Graduation for Fifth Grade, Really?

In order to bring some meaningful traffic to my blog, I have been participating in online mom communities like Mamapedia and Modern Mom. It’s fascinating to me the questions that people have about all sorts of topics. Today, one such question got my attention:

“What is the proper etiquette for gift-giving? Do you give gifts for a 5th-grade graduation party?”

As an educator (and a mom), I’m a big believer in celebrating accomplishments: earning a good grade on a long-term project, making the honor roll, placing first in the spelling bee, earning a letter in a sport, being chosen to design the cover of the yearbook, so on and so forth.

However, I am having a hard time with all of the various graduation celebrations these days. Let’s just hope that soon the reduction of class sizes will become reality. That’s more important, wouldn’t you agree?

Pre-school, Kindergarten, Fifth grade, Eighth grade, High School, College, and beyond.
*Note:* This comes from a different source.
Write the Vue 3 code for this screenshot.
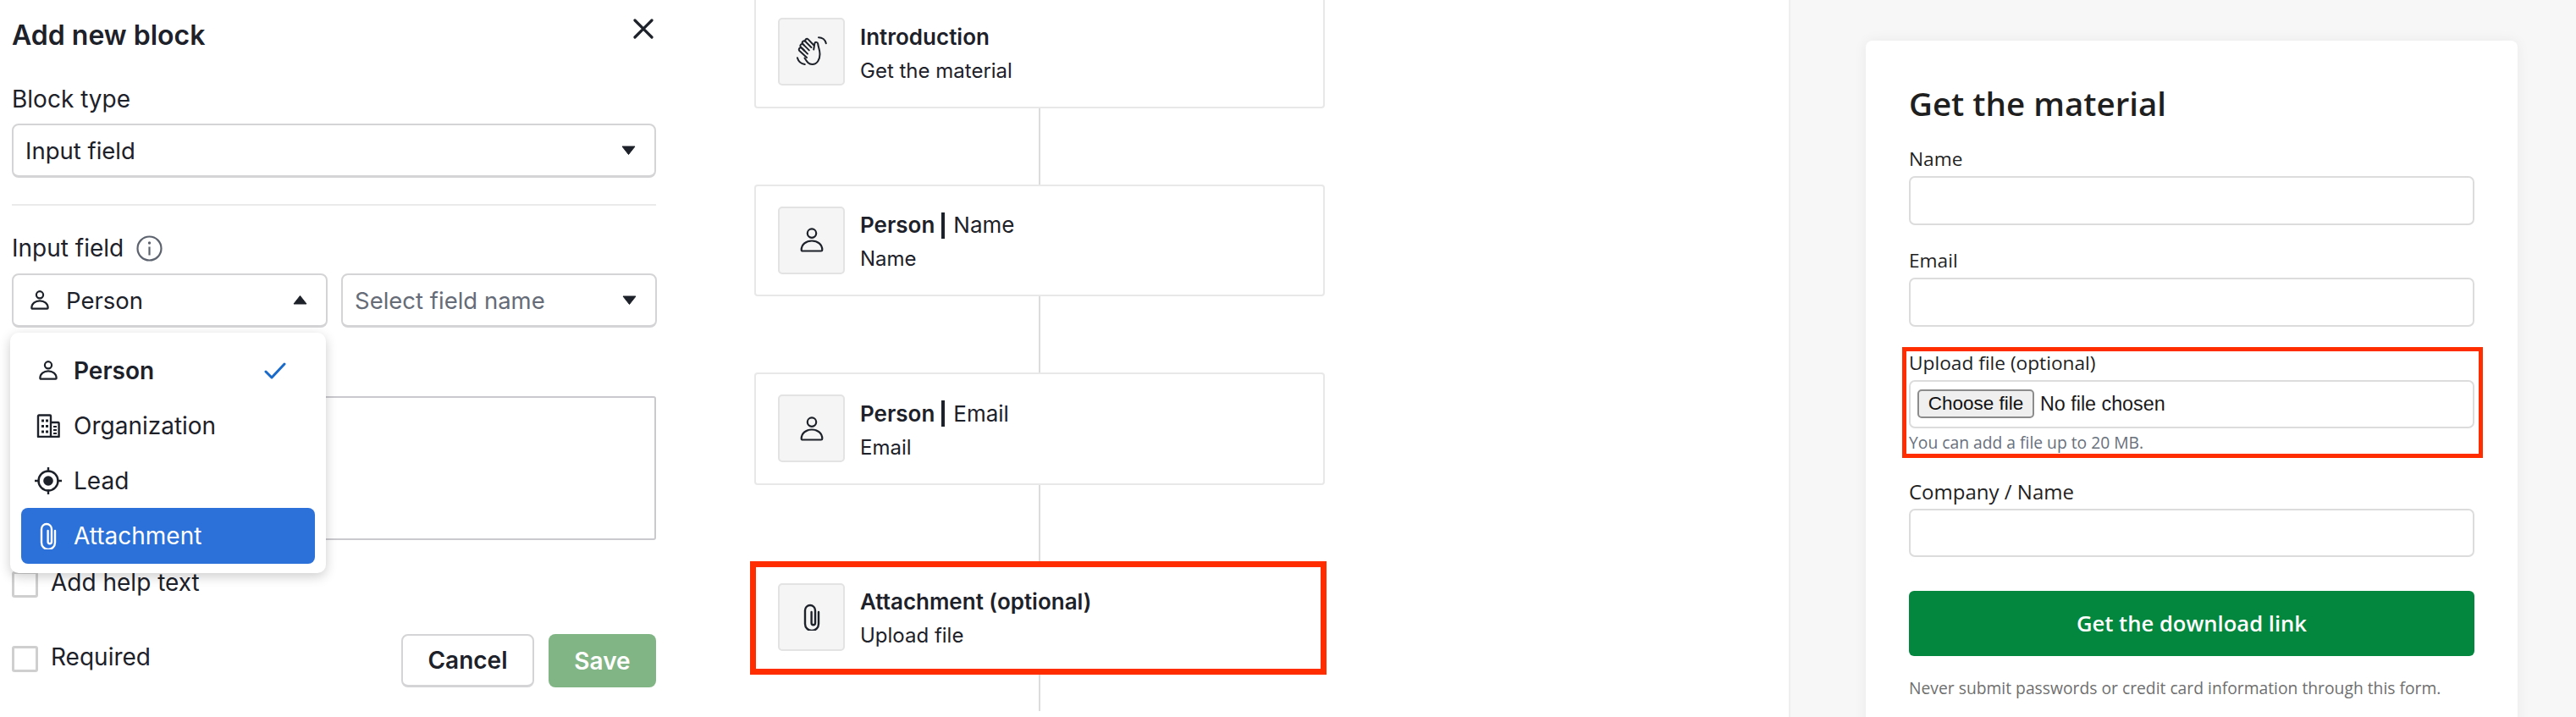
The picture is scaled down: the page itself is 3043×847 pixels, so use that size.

It’s overkill. I know for some kids, maybe Eighth grade is as far as they will get, and I’ve worked at schools like that, but is this really what the U.S. education system has come to that we now celebrate the completion of Fifth grade? Fifth grade. Long ago when I was a kid, we didn’t graduate from Fifth grade. We completed it and then moved on to Sixth grade. There was no hoopla.

At one school where I was the principal, they held a Fifth-grade graduation ceremony. Although I was appalled, I didn’t cancel it, because the school community valued it, and the practice was a part of the school history. I think a class trip at the end of the year would be appropriate to celebrate moving on to middle school. But a graduation ceremony? No.

As a parent, I would not want a graduation ceremony for my Fifth-grade child either. I would certainly recognize and celebrate the successful completion of Fifth grade as I would for each grade, but in my opinion, a true graduation celebration occurs at the end of high school, at the end of college, and hopefully at the end of graduate school.

So to quote the words of one of my favorite wise men on Sportscenter, “C’mon man!”